The details are a closely guarded secret, but the actions are likely to be designed to attract widespread attention. They have drawn inspiration from movements in the region and beyond: In early September, Srđa Popović, the leader of the Otpor student movement that helped depose Serbian leader Slobodan Milošević, was their guest in Budapest. And the movement’s Facebook page features a photo of Martin Luther King Jr. [...]
The Hungarian government, which is in the midst of a campaign against Hungarian-American financier George Soros, has said that opposition activists are planning public order disruptions during what it predicted would be a “hot autumn,” and that outside forces are attempting to interfere in internal politics. [...]
Activists, meanwhile, like to point out that Orbán himself spoke of civil disobedience when he was in opposition.

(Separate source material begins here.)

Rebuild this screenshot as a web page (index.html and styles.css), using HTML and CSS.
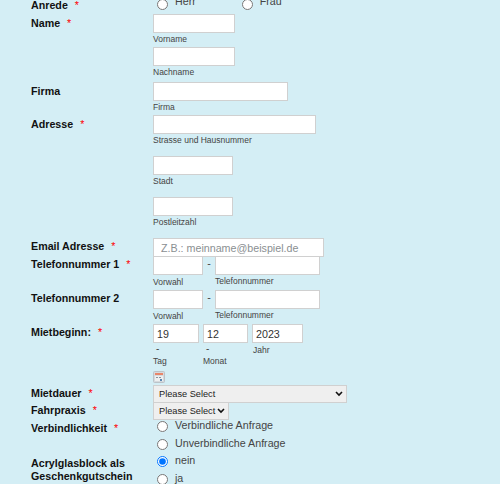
FILE: index.html
```html
<!DOCTYPE html>
<html lang="de">
<head>
    <meta charset="UTF-8">
    <title>Anfrage</title>
    <link rel="stylesheet" href="styles.css">
</head>
<body>
    <form class="form">
        <div class="row row-anrede">
            <div class="label">Anrede <span class="req">*</span></div>
            <div class="field radio-inline">
                <label class="radio"><input type="radio" name="anrede"><span>Herr</span></label>
                <label class="radio"><input type="radio" name="anrede"><span>Frau</span></label>
            </div>
        </div>

        <div class="row row-name">
            <div class="label">Name <span class="req">*</span></div>
            <div class="field">
                <div class="sub"><input type="text" class="text w82"><small>Vorname</small></div>
                <div class="sub"><input type="text" class="text w82"><small>Nachname</small></div>
            </div>
        </div>

        <div class="row row-firma">
            <div class="label">Firma</div>
            <div class="field">
                <div class="sub"><input type="text" class="text w135"><small>Firma</small></div>
            </div>
        </div>

        <div class="row row-adresse">
            <div class="label">Adresse <span class="req">*</span></div>
            <div class="field">
                <div class="sub addr"><input type="text" class="text w163"><small>Strasse und Hausnummer</small></div>
                <div class="sub addr"><input type="text" class="text w80"><small>Stadt</small></div>
                <div class="sub addr"><input type="text" class="text w80"><small>Postleitzahl</small></div>
            </div>
        </div>

        <div class="row row-email">
            <div class="label">Email Adresse <span class="req">*</span></div>
            <div class="field">
                <input type="text" class="text w171 email" placeholder="Z.B.: meinname@beispiel.de">
            </div>
        </div>

        <div class="row row-tel">
            <div class="label">Telefonnummer 1 <span class="req">*</span></div>
            <div class="field phone">
                <div class="sub"><input type="text" class="text w50"><small>Vorwahl</small></div>
                <div class="dash">-</div>
                <div class="sub sub-up"><input type="text" class="text w105"><small>Telefonnummer</small></div>
            </div>
        </div>

        <div class="row row-tel">
            <div class="label">Telefonnummer 2</div>
            <div class="field phone">
                <div class="sub"><input type="text" class="text w50"><small>Vorwahl</small></div>
                <div class="dash">-</div>
                <div class="sub sub-up"><input type="text" class="text w105"><small>Telefonnummer</small></div>
            </div>
        </div>

        <div class="row row-date">
            <div class="label">Mietbeginn: <span class="req">*</span></div>
            <div class="field">
                <div class="date">
                    <div class="date-part">
                        <input type="text" class="text w46" value="19">
                        <div class="date-dash">-</div>
                        <small>Tag</small>
                    </div>
                    <div class="date-part">
                        <input type="text" class="text w45" value="12">
                        <div class="date-dash">-</div>
                        <small>Monat</small>
                    </div>
                    <div class="date-part">
                        <input type="text" class="text w51" value="2023">
                        <small class="jahr">Jahr</small>
                    </div>
                </div>
                <svg class="cal" viewBox="0 0 12 12" width="12" height="12">
                    <rect x="0.5" y="0.5" width="11" height="11" rx="1" fill="#d5dade" stroke="#bcc3c8"/>
                    <rect x="2" y="2" width="8" height="2" fill="#e8866a"/>
                    <rect x="2" y="5" width="8" height="5" fill="#eef0f1"/>
                    <rect x="3" y="6" width="2" height="1" fill="#8a949c"/>
                    <rect x="6" y="6" width="2" height="1" fill="#8a949c"/>
                    <rect x="7" y="8" width="2" height="2" fill="#5a86b0"/>
                </svg>
            </div>
        </div>

        <div class="row row-select">
            <div class="label">Mietdauer <span class="req">*</span></div>
            <div class="field">
                <select class="select w194"><option>Please Select</option></select>
            </div>
        </div>

        <div class="row row-select">
            <div class="label">Fahrpraxis <span class="req">*</span></div>
            <div class="field">
                <select class="select w76"><option>Please Select</option></select>
            </div>
        </div>

        <div class="row row-radios">
            <div class="label">Verbindlichkeit <span class="req">*</span></div>
            <div class="field radio-stack">
                <label class="radio"><input type="radio" name="art"><span>Verbindliche Anfrage</span></label>
                <label class="radio"><input type="radio" name="art"><span>Unverbindliche Anfrage</span></label>
            </div>
        </div>

        <div class="row row-radios">
            <div class="label">Acrylglasblock als Geschenkgutschein (46.- CHF)</div>
            <div class="field radio-stack">
                <label class="radio"><input type="radio" name="block" checked><span>nein</span></label>
                <label class="radio"><input type="radio" name="block"><span>ja</span></label>
            </div>
        </div>
    </form>
</body>
</html>
```

FILE: styles.css
```css
html, body {
    height: 100%;
    overflow: hidden;
}

body {
    background-color: #d4eef5;
    color: #444;
    font-family: 'Liberation Sans', Arial, sans-serif;
    margin: 0;
}

.form {
    margin-top: -4px;
    padding-left: 31px;
}

.row {
    display: flex;
}

.label {
    color: #111;
    flex: 0 0 122px;
    font-size: 10.7px;
    font-weight: bold;
    line-height: 13px;
    padding-top: 2px;
    width: 122px;
}

.req {
    color: #f00;
    font-weight: normal;
    margin-left: 4px;
}

.field {
    flex: 1;
}

small {
    display: block;
    font-size: 8.5px;
    line-height: 11px;
}

.text {
    background: #fff;
    border: 1px solid #d0d0d0;
    box-sizing: border-box;
    color: #333;
    display: block;
    font-family: inherit;
    font-size: 10.7px;
    height: 19px;
    margin: 0;
    padding: 0 3px;
}

.w45 { width: 45px; }
.w46 { width: 46px; }
.w50 { width: 50px; }
.w51 { width: 51px; }
.w80 { width: 80px; }
.w82 { width: 82px; }
.w105 { width: 105px; }
.w135 { width: 135px; }
.w163 { width: 163px; }
.w171 { width: 171px; }
.w194 { width: 194px; }
.w76 { width: 76px; }

.email {
    padding-left: 7px;
}

.email::placeholder {
    color: #8a8f92;
    opacity: 1;
}

/* rows */
.row-anrede {
    height: 18px;
}

.row-anrede .label {
    padding-top: 3px;
}

.row-name {
    height: 68px;
}

.row-name .label,
.row-firma .label,
.row-adresse .label,
.row-radios .label {
    padding-top: 3px;
}

.row-name .sub {
    height: 33px;
}

.row-firma {
    height: 33px;
}

.row-adresse {
    height: 123px;
}

.addr {
    height: 41px;
}

.sub small {
    margin-top: 1px;
}

.row-email {
    height: 18px;
}

.row-tel {
    height: 34px;
}

.phone {
    display: flex;
}

.phone .sub small {
    margin-top: 2px;
}

.phone .sub-up small {
    margin-top: 1px;
}

.dash {
    font-size: 10.7px;
    line-height: 14px;
    text-align: center;
    width: 12px;
}

.row-date {
    height: 61px;
}

.date {
    display: flex;
    gap: 4px;
}

.date-dash {
    font-size: 10px;
    height: 13px;
    line-height: 12px;
    padding-left: 3px;
}

.jahr {
    margin-top: 2px;
    padding-left: 1px;
}

.cal {
    display: block;
    margin-top: 4px;
}

.row-select {
    height: 17px;
}

.select {
    appearance: none;
    background: #efefef url("data:image/svg+xml,%3Csvg xmlns='http://www.w3.org/2000/svg' width='8' height='6'%3E%3Cpath d='M1 1l3 3 3-3' fill='none' stroke='%23111' stroke-width='1.6'/%3E%3C/svg%3E") no-repeat right 3px center;
    border: 1px solid #d0d0d0;
    border-radius: 0;
    box-sizing: border-box;
    color: #222;
    display: block;
    font-family: inherit;
    font-size: 9.2px;
    height: 18px;
    margin: 0;
    padding: 0 0 0 5px;
}

.radio {
    align-items: flex-start;
    display: flex;
    font-size: 10.7px;
    height: 17.5px;
    line-height: 13px;
}

.radio input {
    flex: none;
    height: 11px;
    margin: 2px 7px 0 4px;
    width: 11px;
}

.radio-inline {
    display: flex;
    gap: 42px;
}

.row-anrede .radio input {
    margin-top: 3px;
}

.row-anrede .radio span {
    margin-top: -1px;
}

.row-radios {
    min-height: 35px;
}
```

In 2007, Fidesz dismantled a police cordon near the Hungarian parliament, with Orbán’s website declaring that “Fidesz members of both the Hungarian and the European Parliament resorted to civil disobedience.” [...]

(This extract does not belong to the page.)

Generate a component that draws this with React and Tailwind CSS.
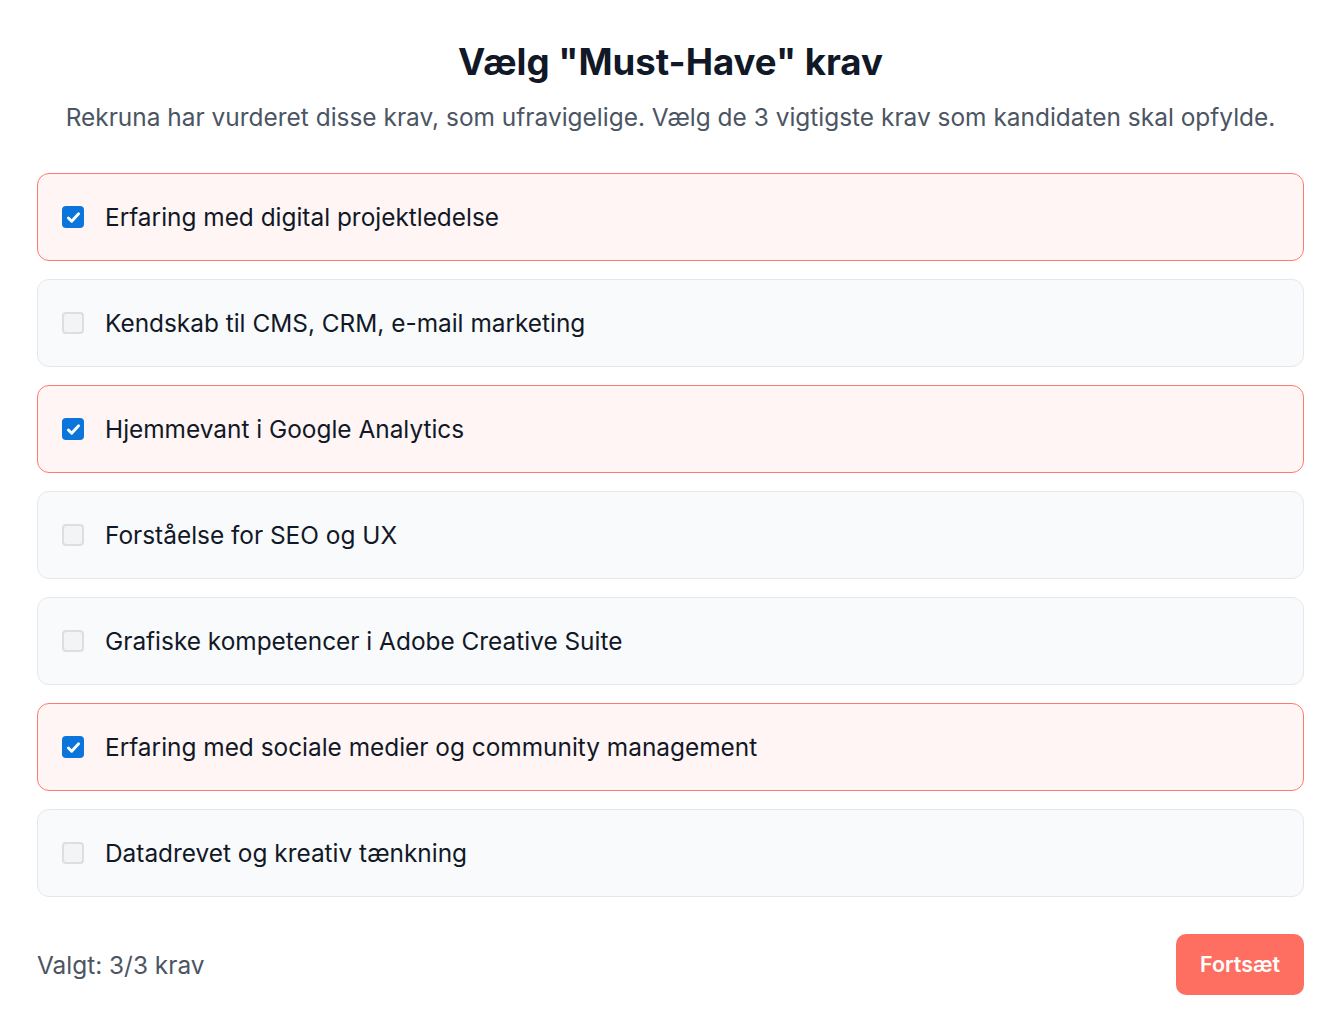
import React, { useState } from "react";

const items = [
  "Erfaring med digital projektledelse",
  "Kendskab til CMS, CRM, e-mail marketing",
  "Hjemmevant i Google Analytics",
  "Forståelse for SEO og UX",
  "Grafiske kompetencer i Adobe Creative Suite",
  "Erfaring med sociale medier og community management",
  "Datadrevet og kreativ tænkning",
];

function Box({ checked }) {
  if (checked) {
    return (
      <span className="flex h-[22px] w-[22px] shrink-0 items-center justify-center rounded-[4px] bg-[#0b75db]">
        <svg viewBox="0 0 16 16" className="h-[17px] w-[17px]" fill="none">
          <path
            d="M3.2 8.4l3.1 3.1 6.5-7"
            stroke="white"
            strokeWidth="2.7"
            strokeLinecap="round"
            strokeLinejoin="round"
          />
        </svg>
      </span>
    );
  }
  return (
    <span className="h-[22px] w-[22px] shrink-0 rounded-[4px] border-2 border-[#dcdee2] bg-[#f3f4f6]" />
  );
}

export default function App() {
  const [selected, setSelected] = useState([0, 2, 5]);

  const toggle = (i) => {
    if (selected.includes(i)) {
      setSelected(selected.filter((s) => s !== i));
    } else if (selected.length < 3) {
      setSelected([...selected, i]);
    }
  };

  return (
    <div className="min-h-screen bg-white font-['Inter',sans-serif]">
      <div className="pl-[37px] pr-[38px] pt-[42px]">
        <h1 className="text-center text-[36.6px] font-bold leading-[40px] text-[#111827]">
          Vælg "Must-Have" krav
        </h1>
        <p className="mt-[19px] text-center text-[24.45px] leading-[32px] text-[#4b5563]">
          Rekruna har vurderet disse krav, som ufravigelige. Vælg de 3 vigtigste krav som kandidaten skal opfylde.
        </p>

        {/* krav liste */}
        <div className="mt-[40px] flex flex-col gap-[18px]">
          {items.map((text, i) => {
            const on = selected.includes(i);
            return (
              <button
                key={i}
                onClick={() => toggle(i)}
                className={
                  on
                    ? "flex h-[88px] items-center gap-[21px] rounded-[12px] border border-[#ff7a6e] bg-[#fff5f4] px-[24px] text-left"
                    : "flex h-[88px] items-center gap-[21px] rounded-[12px] border border-[#e5e7eb] bg-[#f9fafb] px-[24px] text-left"
                }
              >
                <Box checked={on} />
                <span className="text-[24.4px] leading-[32px] text-[#111827]">{text}</span>
              </button>
            );
          })}
        </div>

        <div className="mt-[37px] flex items-center justify-between">
          <span className="text-[24.4px] leading-[32px] text-[#4b5563]">
            Valgt: {selected.length}/3 krav
          </span>
          <button className="h-[61px] w-[128px] rounded-[10px] bg-[#ff6f61] text-[21.4px] font-semibold text-white">
            Fortsæt
          </button>
        </div>
      </div>
    </div>
  );
}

The movement’s founder and leader, 31-year old Márton Gulyás, is a household name in the capital. To his mostly young, left-wing followers he is an icon of resistance. Known to his supporters as Marci, his arrest this spring for allegedly breaching the peace and committing acts of vandalism — he threw paint at the presidential palace — sparked a protest with hundreds chanting “Marci out, Orbán in” outside a building where he was believed to be held.